On the Android application the server is by default the target device so select “Monitor Target Device” from the basic wireless framework’s main menu to set the server as one of the devices that will be monitored. Then activate the network monitoring to begin reading in the number of hits that the alarm system has generated. The number of hits should be 0 now if there is no smoke in the room. Note: The smoke detector might need a few minutes to warm up so you may get some false positives for a few minutes or other erratic behavior.

Next, create a smoke source such as a lighted incense stick and bring it near the smoke detector. The alarm should eventually trip and the next time the Android polls for the number of hits the value should be greater than 0. In my case the smoke produced a sensor value of 300 which tripped the alarm.
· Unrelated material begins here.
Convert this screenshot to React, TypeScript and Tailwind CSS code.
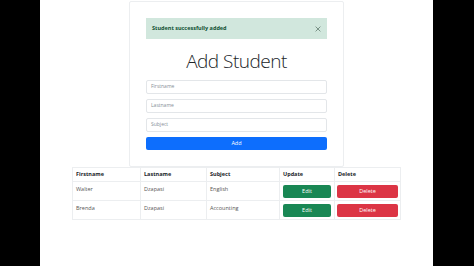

A sound effect should then play on the Android device indicating that smoke has been detected. A “reset” command is then issued by the Android application to reset the number of hits back to 0.

Next, stop the network monitoring using the Android application. Then, deactivate the alarm.

Summary

The main focus of this chapter was on Arduino projects that required a separate power source for the hardware being controlled. These projects involved a servo, a DC motor with a fan attachment, a stepper motor, a digital smoke sensor, and an analog smoke sensor. An emergency backup battery power system was also presented. In addition, a video surveillance project involving an ArduCAM mini plus camera and a NodeMCU was given. For the downloadable content for this chapter I included the APK files for all the Android basic wireless framework projects. I also included the Android Studio project for the final version of the Android basic wireless framework using a more recent version of Android Studio. I also presented some troubleshooting tips for those having problems getting the examples to work correctly.